A mãe, agora convencida, ratificou:
– De fato, mestre, hino nacional é símbolo; música é sentido. Nossa MPB, aliás, está repleta de letras bem escritas... com sentidos variados.
E Doutor Vernáculo arrematou:
– A propósito, esteja preparada, pois não se livrará do dicionário para entender a bela canção citada: o inesquecível sambista utilizou expressões, como “Brasil trigueiro”, “mulato inzoneiro”, “merencória luz” e “morena sestrosa”. Está disposta a enfrentar a canção sem dicionário? Duvido...
O trio já se preparava para as despedidas. A filha, satisfeita com o instrutivo diálogo, aproximou-se do mestre e o agradeceu com largo sorriso. A mãe, agora mais bem instruída, ainda tentava retificar a inicial informação equivocada:
– É... Doutor Vernáculo, não tem cabimento deixarmos de bajular nosso hino.
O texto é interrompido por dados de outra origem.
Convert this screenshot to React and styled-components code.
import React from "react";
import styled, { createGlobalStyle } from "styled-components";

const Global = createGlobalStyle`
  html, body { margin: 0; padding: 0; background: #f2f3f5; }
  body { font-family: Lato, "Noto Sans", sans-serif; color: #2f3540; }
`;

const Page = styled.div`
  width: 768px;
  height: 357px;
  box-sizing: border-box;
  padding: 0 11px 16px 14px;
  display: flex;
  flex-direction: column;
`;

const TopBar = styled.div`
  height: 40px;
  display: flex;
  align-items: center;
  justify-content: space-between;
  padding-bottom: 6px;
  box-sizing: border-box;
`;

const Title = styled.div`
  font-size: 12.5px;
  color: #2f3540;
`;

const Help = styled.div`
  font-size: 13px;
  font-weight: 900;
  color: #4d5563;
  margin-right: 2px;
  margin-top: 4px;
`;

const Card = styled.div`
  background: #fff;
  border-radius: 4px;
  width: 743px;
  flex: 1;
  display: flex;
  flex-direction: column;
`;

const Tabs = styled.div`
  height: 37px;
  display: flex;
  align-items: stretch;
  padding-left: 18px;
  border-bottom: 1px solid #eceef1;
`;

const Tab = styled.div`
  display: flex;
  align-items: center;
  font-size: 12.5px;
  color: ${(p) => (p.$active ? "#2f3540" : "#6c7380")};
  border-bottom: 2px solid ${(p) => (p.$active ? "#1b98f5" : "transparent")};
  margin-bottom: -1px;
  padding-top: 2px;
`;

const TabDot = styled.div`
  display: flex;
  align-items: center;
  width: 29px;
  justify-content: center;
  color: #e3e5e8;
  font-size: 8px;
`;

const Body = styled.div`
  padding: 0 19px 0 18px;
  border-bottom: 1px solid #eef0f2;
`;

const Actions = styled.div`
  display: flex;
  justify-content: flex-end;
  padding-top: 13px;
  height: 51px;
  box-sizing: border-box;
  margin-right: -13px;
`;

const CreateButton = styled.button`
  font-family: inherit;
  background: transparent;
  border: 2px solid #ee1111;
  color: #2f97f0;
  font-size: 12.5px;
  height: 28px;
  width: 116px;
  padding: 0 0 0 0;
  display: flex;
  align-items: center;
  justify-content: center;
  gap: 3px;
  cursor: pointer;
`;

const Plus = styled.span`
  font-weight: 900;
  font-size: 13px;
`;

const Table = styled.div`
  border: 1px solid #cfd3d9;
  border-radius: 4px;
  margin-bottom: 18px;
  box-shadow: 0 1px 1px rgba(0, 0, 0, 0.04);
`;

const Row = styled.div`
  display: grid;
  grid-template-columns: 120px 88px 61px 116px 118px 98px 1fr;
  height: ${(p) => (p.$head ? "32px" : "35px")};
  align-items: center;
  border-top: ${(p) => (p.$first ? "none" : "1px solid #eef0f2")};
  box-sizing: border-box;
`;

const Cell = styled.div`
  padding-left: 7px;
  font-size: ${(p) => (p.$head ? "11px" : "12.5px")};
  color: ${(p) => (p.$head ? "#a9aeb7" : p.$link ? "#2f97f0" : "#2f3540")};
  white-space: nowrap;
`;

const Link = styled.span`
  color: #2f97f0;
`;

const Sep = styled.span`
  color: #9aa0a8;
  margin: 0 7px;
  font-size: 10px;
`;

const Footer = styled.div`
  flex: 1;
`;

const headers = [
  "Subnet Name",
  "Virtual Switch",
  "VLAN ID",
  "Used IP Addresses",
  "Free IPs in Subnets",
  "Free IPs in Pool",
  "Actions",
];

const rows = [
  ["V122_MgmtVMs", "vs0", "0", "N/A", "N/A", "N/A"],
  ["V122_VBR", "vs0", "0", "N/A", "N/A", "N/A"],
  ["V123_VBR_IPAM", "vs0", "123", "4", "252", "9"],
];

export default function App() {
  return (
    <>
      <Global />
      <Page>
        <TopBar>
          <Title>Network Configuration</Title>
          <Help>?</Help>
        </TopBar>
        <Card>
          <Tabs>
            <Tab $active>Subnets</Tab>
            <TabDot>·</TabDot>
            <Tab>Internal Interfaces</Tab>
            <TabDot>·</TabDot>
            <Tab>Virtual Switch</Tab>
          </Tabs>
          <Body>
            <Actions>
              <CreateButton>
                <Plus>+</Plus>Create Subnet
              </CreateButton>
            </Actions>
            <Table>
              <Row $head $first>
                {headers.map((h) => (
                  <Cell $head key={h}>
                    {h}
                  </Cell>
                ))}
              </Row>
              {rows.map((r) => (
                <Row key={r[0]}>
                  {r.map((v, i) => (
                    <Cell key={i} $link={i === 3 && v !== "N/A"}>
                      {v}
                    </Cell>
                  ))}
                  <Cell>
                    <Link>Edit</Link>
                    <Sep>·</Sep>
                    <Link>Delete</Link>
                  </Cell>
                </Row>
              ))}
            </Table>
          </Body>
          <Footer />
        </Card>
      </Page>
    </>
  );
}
O incrível é imaginar que já houve movimentos na imprensa pra modificá-lo...
A mãe certamente mencionava o curioso episódio ocorrido em 2002, na época da Copa do Mundo, em que um certo colunista de famosa revista propôs que se abolisse o hino nas partidas de futebol, uma vez que os jogadores poderiam ter o rendimento prejudicado com a erudição da canção.
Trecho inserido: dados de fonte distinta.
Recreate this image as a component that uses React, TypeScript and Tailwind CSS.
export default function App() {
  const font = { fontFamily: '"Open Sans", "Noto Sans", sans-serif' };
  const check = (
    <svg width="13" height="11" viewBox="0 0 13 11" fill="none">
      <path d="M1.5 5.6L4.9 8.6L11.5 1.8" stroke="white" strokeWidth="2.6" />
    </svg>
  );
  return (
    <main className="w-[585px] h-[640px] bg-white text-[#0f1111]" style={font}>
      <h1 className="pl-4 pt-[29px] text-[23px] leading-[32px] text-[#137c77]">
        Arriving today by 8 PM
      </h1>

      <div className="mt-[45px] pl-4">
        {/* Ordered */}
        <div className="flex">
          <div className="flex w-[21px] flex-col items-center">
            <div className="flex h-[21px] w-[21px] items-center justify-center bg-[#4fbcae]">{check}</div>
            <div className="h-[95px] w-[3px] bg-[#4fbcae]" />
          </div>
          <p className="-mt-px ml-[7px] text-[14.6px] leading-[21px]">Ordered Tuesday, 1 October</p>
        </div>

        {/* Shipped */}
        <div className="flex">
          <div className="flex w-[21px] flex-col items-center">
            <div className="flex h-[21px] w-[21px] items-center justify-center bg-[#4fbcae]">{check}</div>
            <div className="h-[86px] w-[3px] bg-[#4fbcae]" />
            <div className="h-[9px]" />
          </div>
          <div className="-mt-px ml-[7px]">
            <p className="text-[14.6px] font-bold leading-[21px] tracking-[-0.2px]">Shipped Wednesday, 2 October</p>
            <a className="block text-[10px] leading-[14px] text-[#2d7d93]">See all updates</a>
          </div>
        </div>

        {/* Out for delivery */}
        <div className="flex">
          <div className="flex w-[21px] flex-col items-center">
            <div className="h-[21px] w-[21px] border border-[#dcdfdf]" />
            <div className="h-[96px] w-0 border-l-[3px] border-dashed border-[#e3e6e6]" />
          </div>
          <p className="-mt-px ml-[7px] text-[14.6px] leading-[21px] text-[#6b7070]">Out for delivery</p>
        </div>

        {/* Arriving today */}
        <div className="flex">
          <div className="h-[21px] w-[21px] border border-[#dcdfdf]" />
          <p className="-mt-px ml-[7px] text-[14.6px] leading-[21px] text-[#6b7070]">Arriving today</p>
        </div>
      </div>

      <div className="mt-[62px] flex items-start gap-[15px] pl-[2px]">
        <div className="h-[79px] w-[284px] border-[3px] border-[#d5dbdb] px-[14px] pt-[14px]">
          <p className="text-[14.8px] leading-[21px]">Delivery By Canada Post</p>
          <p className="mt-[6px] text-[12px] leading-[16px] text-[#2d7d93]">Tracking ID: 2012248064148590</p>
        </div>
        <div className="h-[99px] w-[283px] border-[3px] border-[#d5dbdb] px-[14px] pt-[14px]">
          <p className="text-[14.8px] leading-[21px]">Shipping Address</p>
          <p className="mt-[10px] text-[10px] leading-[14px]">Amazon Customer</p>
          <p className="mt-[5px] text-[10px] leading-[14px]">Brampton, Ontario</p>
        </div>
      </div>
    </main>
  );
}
Doutor Vernáculo finalizou, com ênfase:
– Não podemos deixar o comodismo vencer o desafio do aprendizado. Cultivamos em nosso país a mania do “substituísmo”, trocando termos difíceis por outros, mudando expressões, como se estivéssemos diante de uma linguagem “mandarinesca”. Daqui a pouco, no desejo de mudar tudo, mudaremos nossos símbolos nacionais, o nome do nosso país... já imaginaram? – indagou-lhes o mestre.
A filha, ouvindo atentamente o diálogo – aliás, por ela deflagrado – complementou com hilaridade, trazendo à tona o triste episódio político do mensalão:
– Vão acabar mudando o nome de Brasil para “Mensalil”...
Todos riram da jocosidade pontual da jovem, convictos da importância cívica, histórica e gramatical de nosso hino. Aliás, nos tempos atuais, não precisamos nos afastar do hino, mas dele nos aproximar. Quem sabe assim cultuamos nosso “Brasil Trigueiro” de Barroso, sob os “raios fúlgidos” de Osório Duque Estrada.